MATERIAL PROVIDED

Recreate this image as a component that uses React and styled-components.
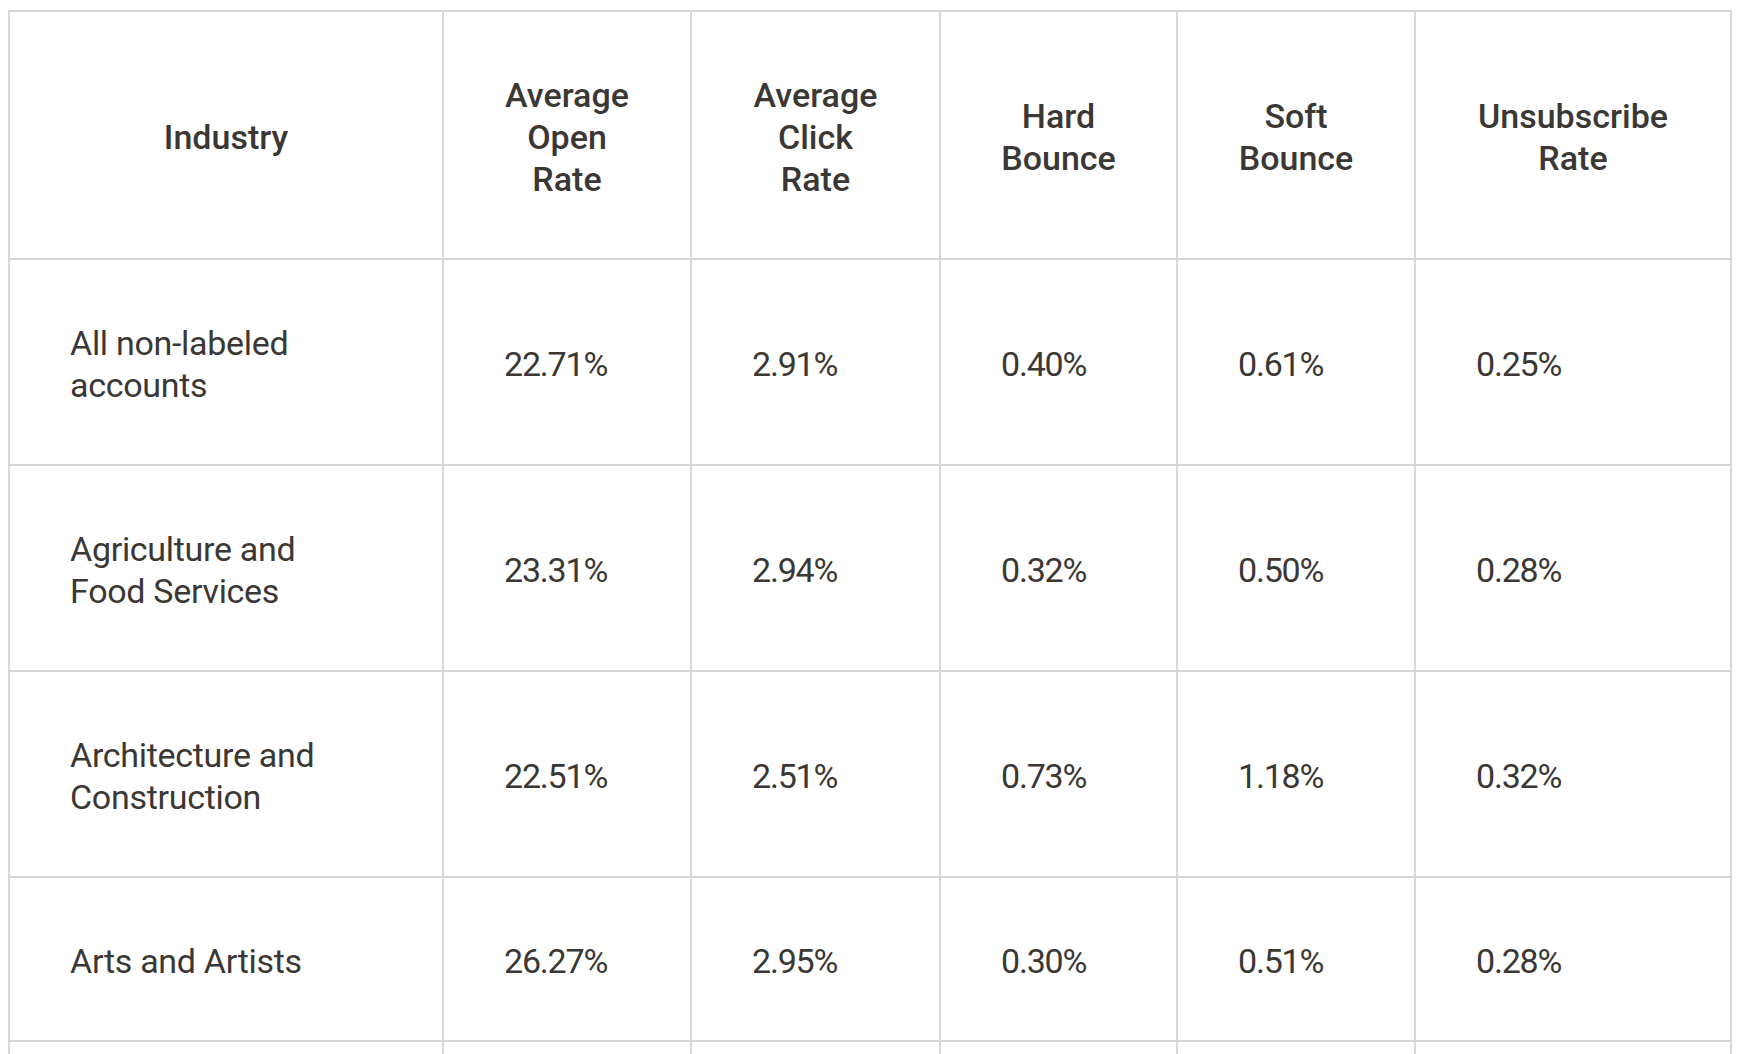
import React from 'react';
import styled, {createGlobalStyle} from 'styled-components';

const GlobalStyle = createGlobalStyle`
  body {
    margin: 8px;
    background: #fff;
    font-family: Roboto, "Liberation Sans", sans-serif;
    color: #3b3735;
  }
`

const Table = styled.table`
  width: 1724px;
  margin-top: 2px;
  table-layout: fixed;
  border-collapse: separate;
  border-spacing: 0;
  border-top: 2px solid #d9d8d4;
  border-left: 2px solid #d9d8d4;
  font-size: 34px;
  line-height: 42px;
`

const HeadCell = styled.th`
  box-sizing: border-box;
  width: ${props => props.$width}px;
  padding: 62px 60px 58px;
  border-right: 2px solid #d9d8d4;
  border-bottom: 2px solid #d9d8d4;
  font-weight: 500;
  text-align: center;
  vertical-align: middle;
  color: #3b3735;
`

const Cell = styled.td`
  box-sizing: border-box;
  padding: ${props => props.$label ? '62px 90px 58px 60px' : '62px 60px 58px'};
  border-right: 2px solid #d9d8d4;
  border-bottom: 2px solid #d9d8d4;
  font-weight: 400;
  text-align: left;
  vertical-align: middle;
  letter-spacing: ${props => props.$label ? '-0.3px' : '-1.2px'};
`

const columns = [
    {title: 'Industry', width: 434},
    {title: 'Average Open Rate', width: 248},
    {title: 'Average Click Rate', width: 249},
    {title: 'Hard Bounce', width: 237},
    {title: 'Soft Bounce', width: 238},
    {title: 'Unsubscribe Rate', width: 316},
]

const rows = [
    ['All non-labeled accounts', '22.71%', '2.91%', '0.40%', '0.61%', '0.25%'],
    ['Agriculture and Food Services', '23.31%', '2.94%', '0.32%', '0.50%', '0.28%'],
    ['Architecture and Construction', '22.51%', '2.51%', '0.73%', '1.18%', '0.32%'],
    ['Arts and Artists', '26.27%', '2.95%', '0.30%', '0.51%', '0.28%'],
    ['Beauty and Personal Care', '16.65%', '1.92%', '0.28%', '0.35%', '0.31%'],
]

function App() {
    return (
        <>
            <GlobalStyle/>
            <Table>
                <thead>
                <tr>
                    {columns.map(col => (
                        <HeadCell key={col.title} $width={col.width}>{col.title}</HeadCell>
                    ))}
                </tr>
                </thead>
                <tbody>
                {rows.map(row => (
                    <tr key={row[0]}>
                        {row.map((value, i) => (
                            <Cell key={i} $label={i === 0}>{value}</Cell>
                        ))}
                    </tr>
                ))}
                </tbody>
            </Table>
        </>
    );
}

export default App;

GIVEN EXERCISE
Write out again every line above exactly as given; the pictures do not belong in the copy.

RESPONSE BELOW
Recreate this image as a component that uses React and styled-components.
import React from 'react';
import styled, {createGlobalStyle} from 'styled-components';

const GlobalStyle = createGlobalStyle`
  body {
    margin: 8px;
    background: #fff;
    font-family: Roboto, "Liberation Sans", sans-serif;
    color: #3b3735;
  }
`

const Table = styled.table`
  width: 1724px;
  margin-top: 2px;
  table-layout: fixed;
  border-collapse: separate;
  border-spacing: 0;
  border-top: 2px solid #d9d8d4;
  border-left: 2px solid #d9d8d4;
  font-size: 34px;
  line-height: 42px;
`

const HeadCell = styled.th`
  box-sizing: border-box;
  width: ${props => props.$width}px;
  padding: 62px 60px 58px;
  border-right: 2px solid #d9d8d4;
  border-bottom: 2px solid #d9d8d4;
  font-weight: 500;
  text-align: center;
  vertical-align: middle;
  color: #3b3735;
`

const Cell = styled.td`
  box-sizing: border-box;
  padding: ${props => props.$label ? '62px 90px 58px 60px' : '62px 60px 58px'};
  border-right: 2px solid #d9d8d4;
  border-bottom: 2px solid #d9d8d4;
  font-weight: 400;
  text-align: left;
  vertical-align: middle;
  letter-spacing: ${props => props.$label ? '-0.3px' : '-1.2px'};
`

const columns = [
    {title: 'Industry', width: 434},
    {title: 'Average Open Rate', width: 248},
    {title: 'Average Click Rate', width: 249},
    {title: 'Hard Bounce', width: 237},
    {title: 'Soft Bounce', width: 238},
    {title: 'Unsubscribe Rate', width: 316},
]

const rows = [
    ['All non-labeled accounts', '22.71%', '2.91%', '0.40%', '0.61%', '0.25%'],
    ['Agriculture and Food Services', '23.31%', '2.94%', '0.32%', '0.50%', '0.28%'],
    ['Architecture and Construction', '22.51%', '2.51%', '0.73%', '1.18%', '0.32%'],
    ['Arts and Artists', '26.27%', '2.95%', '0.30%', '0.51%', '0.28%'],
    ['Beauty and Personal Care', '16.65%', '1.92%', '0.28%', '0.35%', '0.31%'],
]

function App() {
    return (
        <>
            <GlobalStyle/>
            <Table>
                <thead>
                <tr>
                    {columns.map(col => (
                        <HeadCell key={col.title} $width={col.width}>{col.title}</HeadCell>
                    ))}
                </tr>
                </thead>
                <tbody>
                {rows.map(row => (
                    <tr key={row[0]}>
                        {row.map((value, i) => (
                            <Cell key={i} $label={i === 0}>{value}</Cell>
                        ))}
                    </tr>
                ))}
                </tbody>
            </Table>
        </>
    );
}

export default App;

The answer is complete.